To have the best success with fermentation you want gases to escape and you don’t want oxygen coming in. To solve this problem “on the cheap” without investing $100+ on equipment the answer is using a simple mason jar.
I find the lids that come with the mason jars are too difficult to make a clean hole unless you have a high speed drill press (which I do, but that’s besides the point :D)
Common Concerns
Concern #1 – Not using a gasket. Not 100% air tight seal
From: simplydixon.com
During the fermentation, CO2 is released, filling the non-liquid part of the jar and putting pressure on the water in the airlock. Assuming the water in the airlock moves and occasionally bubbles, it means that there is a positive pressure situation inside the jar which means that air (CO2) is being released out of the jar while nothing is getting in. If the lid wasn’t sealed well enough, the airlock would never bubble because the built up pressure would be released through the lid.
If you’re making wine or beer then yes you let it go until there are no fermentable sugars left but for kombucha, kefir, etc you always stop the fermentation early.
That said, that’s how we do things, if an air tight seal is important to you, then definitely spend the couple of cents to get a gasket.
Basically if you aren’t doing really long ferments you don’t need a gasket. An example of a long ferment would be making wine or beer. Making lacto-fermented foods won’t be an issue.
Formaldehyde in Tattler Reusable Lids
What about Formaldehyde?
Many questions have been asked about the existence of formaldehyde in Acetal Copolymer. While it is true formaldehyde is present in trace amounts, research proves it is only released at very high temperatures, well above any temperatures found in home food canning. Here are the facts.Heating our brand of acetal copolymer above 460 degrees F (238 C) should be avoided. (source)

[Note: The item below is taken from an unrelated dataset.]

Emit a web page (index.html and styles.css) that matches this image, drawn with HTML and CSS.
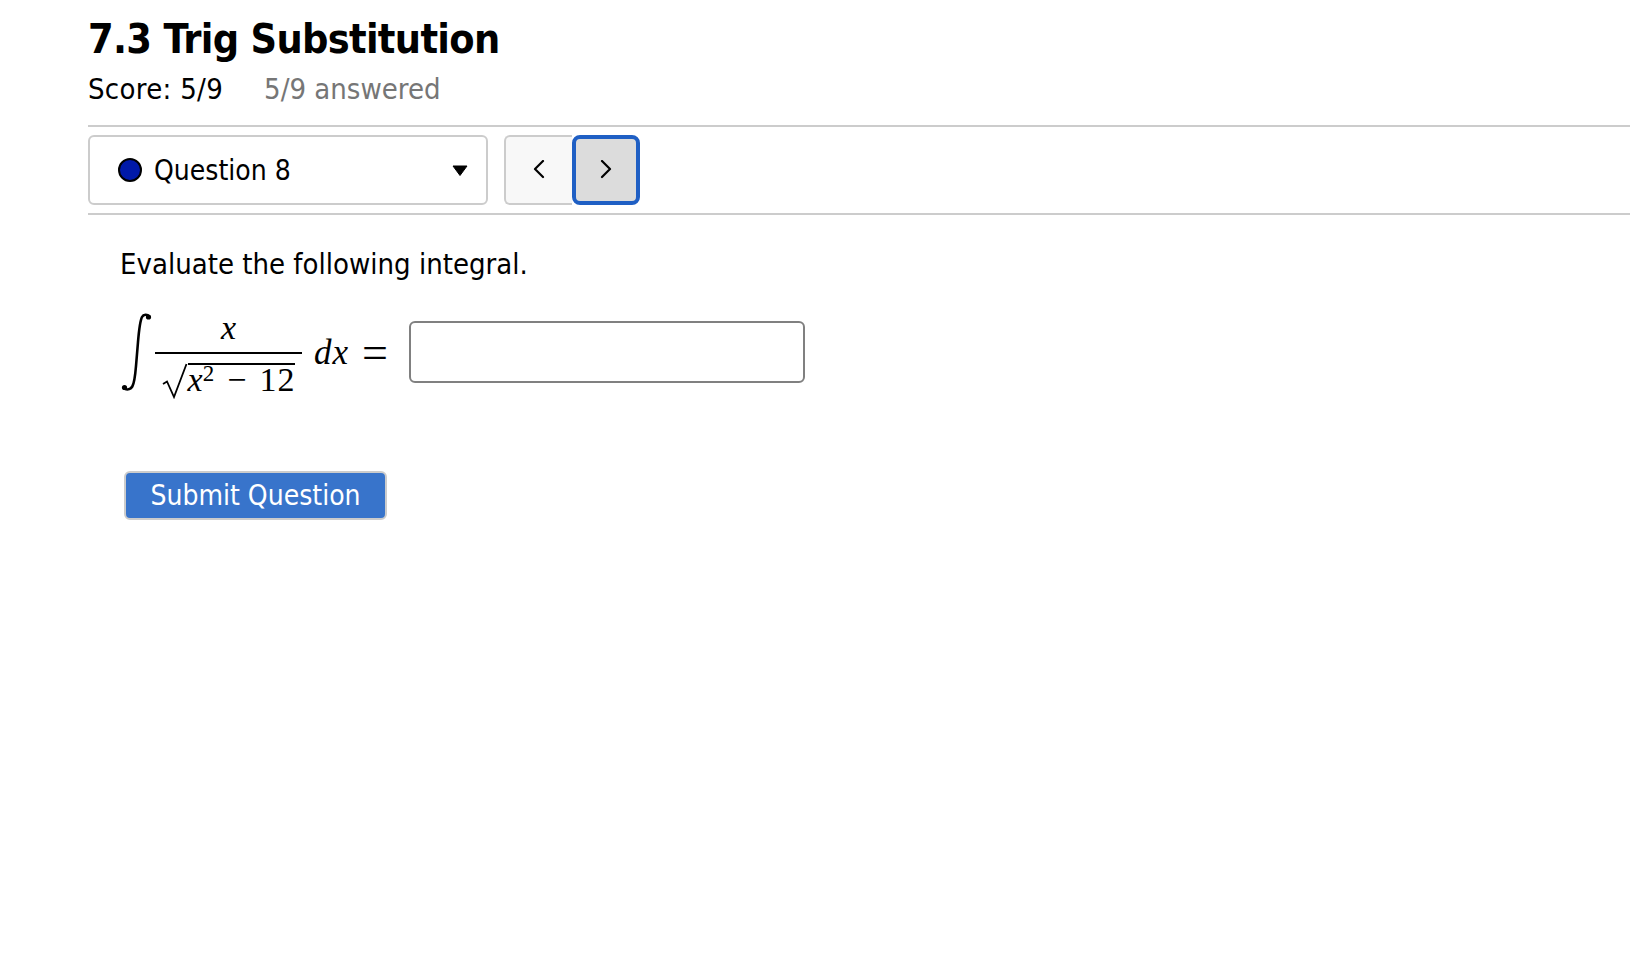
FILE: index.html
```html
<!DOCTYPE html>
<html lang="en">
<head>
    <meta charset="UTF-8">
    <meta name="viewport" content="width=device-width, initial-scale=1.0">
    <title>7.3 Trig Substitution</title>
    <link rel="stylesheet" href="styles.css">
</head>
<body>
    <div class="container">
        <h1>7.3 Trig Substitution</h1>
        <div class="score-line">
            <span class="score">Score: 5/9</span>
            <span class="answered">5/9 answered</span>
        </div>

        <div class="question-nav">
            <div class="question-select">
                <span class="status-dot"></span>
                <span class="question-label">Question 8</span>
                <svg class="caret" width="16" height="11" viewBox="0 0 16 11"><path d="M1 1h14L8 10.500z" fill="#000" stroke="#000" stroke-linejoin="round"/></svg>
            </div>
            <div class="nav-buttons">
                <button class="nav-btn">
                    <svg width="14" height="20" viewBox="0 0 14 20"><path d="M11 1L3 9l8 8" fill="none" stroke="#000" stroke-width="2.200" stroke-linecap="round" stroke-linejoin="round"/></svg>
                </button>
                <button class="nav-btn nav-btn-active">
                    <svg width="14" height="20" viewBox="0 0 14 20"><path d="M3 1l8 8-8 8" fill="none" stroke="#000" stroke-width="2.200" stroke-linecap="round" stroke-linejoin="round"/></svg>
                </button>
            </div>
        </div>

        <div class="question-body">
            <p class="prompt">Evaluate the following integral.</p>
            <div class="math-row">
                <svg class="integral" width="34" height="82" viewBox="0 0 34 82"><path d="M31 4.500c-1.500-2.500-5.500-2.500-7 0.500C22 9 21 18 20 30L18 54c-.9 11-1.700 17-3.700 20.500-1.500 2.500-4.500 3.500-7 2.500" fill="none" stroke="#000" stroke-width="2.600" stroke-linecap="round"/><circle cx="30.500" cy="5" r="2.600"/><circle cx="6.500" cy="75.500" r="2.600"/></svg>
                <div class="fraction">
                    <div class="numerator">x</div>
                    <div class="denominator">
                        <svg class="radical" width="26" height="36" viewBox="0 0 26 36"><path d="M1 21l4-2.500L12 34 24.500 1" fill="none" stroke="#000" stroke-width="1.800"/></svg>
                        <span class="radicand"><i>x</i><sup>2</sup><span class="minus">−</span><span class="digits">12</span></span>
                    </div>
                </div>
                <span class="dx"><i>dx</i></span>
                <span class="equals">=</span>
                <input class="answer" type="text">
            </div>
            <button class="submit-btn">Submit Question</button>
        </div>
    </div>
</body>
</html>
```

FILE: styles.css
```css
body {
    margin: 0;
    background: #fff;
    color: #000;
    font-family: "DejaVu Sans Condensed", "DejaVu Sans", sans-serif;
}
.container {
    padding: 0 0 0 88px;
}
h1 {
    margin: 0;
    padding-top: 13px;
    font-size: 41px;
    letter-spacing: -0.7px;
    line-height: 52px;
    font-weight: 700;
}
.score-line {
    display: flex;
    gap: 41px;
    margin-top: 6px;
    font-size: 29px;
    line-height: 36px;
    height: 54px;
}
.score { letter-spacing: 0.300px; }
.answered { color: #767676; }
.question-nav {
    display: flex;
    gap: 16px;
    border-top: 2px solid #ccc;
    border-bottom: 2px solid #ccc;
    padding: 8px 0;
    height: 70px;
}
.question-select {
    display: flex;
    align-items: center;
    width: 400px;
    box-sizing: border-box;
    border: 2px solid #ccc;
    border-radius: 6px;
    padding: 0 18px 0 28px;
    background: #fff;
}
.status-dot {
    width: 20px;
    height: 20px;
    border: 2px solid #000;
    border-radius: 50%;
    background: #0019a8;
}
.question-label {
    flex: 1;
    margin-left: 12px;
    font-size: 28px;
}
.nav-buttons { display: flex; }
.nav-btn {
    display: flex;
    align-items: center;
    justify-content: center;
    width: 68px;
    padding: 0;
    background: #f8f8f8;
    border: 2px solid #ccc;
    border-right: 0;
    border-radius: 6px 0 0 6px;
}
.nav-btn-active {
    width: 68px;
    background: #dcdcdc;
    border: 4px solid #1f5fc4;
    border-radius: 8px;
}
.question-body {
    padding: 31px 0 0 32px;
}
.prompt {
    margin: 0;
    font-size: 29px;
    line-height: 36px;
}
.math-row {
    display: flex;
    align-items: center;
    margin-top: 28px;
    font-family: "Liberation Serif", serif;
    font-size: 34px;
}
.integral { margin-left: -2px; }
.fraction {
    display: flex;
    flex-direction: column;
    align-items: center;
    margin-left: 3px;
    width: 147px;
}
.numerator {
    width: 100%;
    text-align: center;
    font-style: italic;
    line-height: 36px;
    padding-bottom: 6px;
    border-bottom: 2px solid #000;
}
.denominator {
    display: flex;
    align-items: flex-start;
    height: 42px;
    padding-top: 9px;
    box-sizing: border-box;
}
.radicand {
    border-top: 2px solid #000;
    line-height: 30px;
    white-space: nowrap;
    height: 30px;
}
.radicand sup {
    font-size: 23px;
    line-height: 0;
    vertical-align: 10px;
}
.minus { margin: 0 13px; }
.digits { letter-spacing: 1px; }
.dx { margin-left: 12px; font-size: 35px; letter-spacing: 1px; }
.equals { margin-left: 13px; font-size: 46px; line-height: 40px; }
.answer {
    width: 396px;
    height: 62px;
    box-sizing: border-box;
    margin: 0 0 2px 21px;
    border: 2px solid #808080;
    border-radius: 6px;
    background: #fff;
}
.submit-btn {
    display: block;
    width: 263px;
    height: 49px;
    margin: 75px 0 0 4px;
    padding: 0;
    background: #3874cb;
    color: #fff;
    border: 2px solid #ccc;
    border-radius: 6px;
    font-family: "DejaVu Sans Condensed", "DejaVu Sans", sans-serif;
    font-size: 28px;
}
```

The important take away is that even if you think it releases at a lower temperature than 460 degrees F it is indisputable that the process involves heat. Laco-fermentation does not involve cooking or heating the food. This is a mute point.
Without further ado:
Mason Jar Air Lock Fermentation Lids 3 Ways
GOOD: Re-Cap lid – “No Drill” Method
I first learned about this method on Northwest Edible Life
A rubber stopper (Car boy bung)
A mason jar pour lid (amazon.com)
A wide mouth mason jar
Pros:
No tools!
Cons:
Expensive lid
No Gasket means it is not truly air tight.
GOOD: One Piece BPA Free Plastic Ball Lid
You will need
1/8″ or smaller drill bit
1/2″ drill bit
1/2″ rubber grommet (available at any home brew supply store, like this)
A sharp knife
Home brewing air lock (from any home brew supply store)

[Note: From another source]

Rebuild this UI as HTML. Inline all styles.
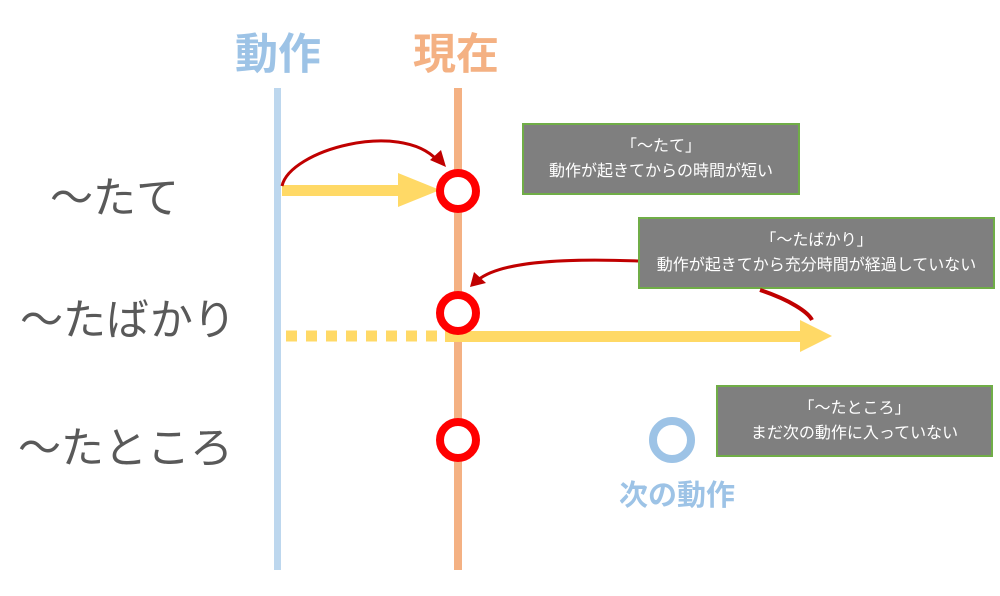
<!DOCTYPE html>
<html><head><meta charset="utf-8"><style>
body{margin:0;width:1000px;height:596px;background:#fff;position:relative;overflow:hidden;font-family:"Liberation Sans","Noto Sans CJK JP",sans-serif}
.t{position:absolute;white-space:nowrap}
.box{position:absolute;background:#7f7f7f;border:2px solid #70ad47;color:#fff;font-size:16px;text-align:center;line-height:25px;box-sizing:border-box;display:flex;flex-direction:column;justify-content:center}
.lab{font-size:43px;color:#595959}
</style></head><body>
<div class="t" style="left:235px;top:20px;font-size:43px;font-weight:bold;color:#9dc3e6">動作</div>
<div class="t" style="left:413px;top:20px;font-size:43px;font-weight:bold;color:#f4b183">現在</div>
<div class="t lab" style="left:50px;top:164px">～たて</div>
<div class="t lab" style="left:20px;top:286px">～たばかり</div>
<div class="t lab" style="left:18px;top:414px">～たところ</div>
<div class="t" style="left:619px;top:472px;font-size:29px;font-weight:bold;color:#9dc3e6">次の動作</div>
<div class="box" style="left:522px;top:123px;width:278px;height:72px"><div>「～たて」</div><div>動作が起きてからの時間が短い</div></div>
<div class="box" style="left:638px;top:217px;width:357px;height:72px"><div>「～たばかり」</div><div>動作が起きてから充分時間が経過していない</div></div>
<div class="box" style="left:716px;top:385px;width:277px;height:72px"><div>「～たところ」</div><div>まだ次の動作に入っていない</div></div>
<svg width="1000" height="596" style="position:absolute;left:0;top:0">
<rect x="274" y="88" width="7" height="482" fill="#bdd7ee"/>
<rect x="454" y="88" width="8" height="482" fill="#f4b183"/>
<rect x="282" y="185" width="118" height="11" fill="#ffd966"/>
<polygon points="398,173 440,190 398,207" fill="#ffd966"/>
<line x1="286" y1="336" x2="445" y2="336" stroke="#ffd966" stroke-width="11" stroke-dasharray="11,9"/>
<rect x="445" y="331" width="360" height="11" fill="#ffd966"/>
<polygon points="800,320 832,336 800,352" fill="#ffd966"/>
<circle cx="458" cy="191" r="18" fill="#fff" stroke="#ff0000" stroke-width="8"/>
<circle cx="458" cy="313" r="18" fill="#fff" stroke="#ff0000" stroke-width="8"/>
<circle cx="458" cy="440" r="18" fill="#fff" stroke="#ff0000" stroke-width="8"/>
<circle cx="672" cy="440" r="19" fill="#fff" stroke="#9dc3e6" stroke-width="8"/>
<path d="M282,186 C290,150 400,120 437,160" fill="none" stroke="#c00000" stroke-width="3"/>
<polygon points="430,160 446,167 441,150" fill="#c00000"/>
<path d="M638,261 C560,258 500,262 478,280" fill="none" stroke="#c00000" stroke-width="3"/>
<polygon points="470,287 486,283 474,272" fill="#c00000"/>
<path d="M760,290 C790,300 808,312 812,320" fill="none" stroke="#c00000" stroke-width="4"/>
</svg>
</body></html>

Plastic One Piece Mason Jar Lid I got a box of these at Target
Screw the lid onto a mason jar for stability.
Drill a 1/8″ pilot hole in the lid
Drill a 1/2″ hole through the lid
These lids are flimsy.
Let the tool do the work! Do not press down on the lid when drilling the hole or it will most likely crack the lid. Ask me how I know.
Take a sharp knife and clean up the hole. I pressed a thin blade hunting knife in front of the hole and slowly dragged it across the hole to remove the lip the resulted from drilling.
Insert the grommet
Pros: Cheap lids, I could get all the materials without placing an order online
Cons: Lid is flimsy and you may crack a few making your lids. The lid does not have a gasket so it’s not truly air tight.
BEST: Tattler Reusable Canning Lids
Steps and instructions are the same as for the previous one except you will need standard ball bands and some Tattler reusable canning lids.
This setup is the same as the “Pickle Pro” which sells for about $15 PER LID (ouch!)
Pros:
Air tight seal. Lid is thick and sturdy.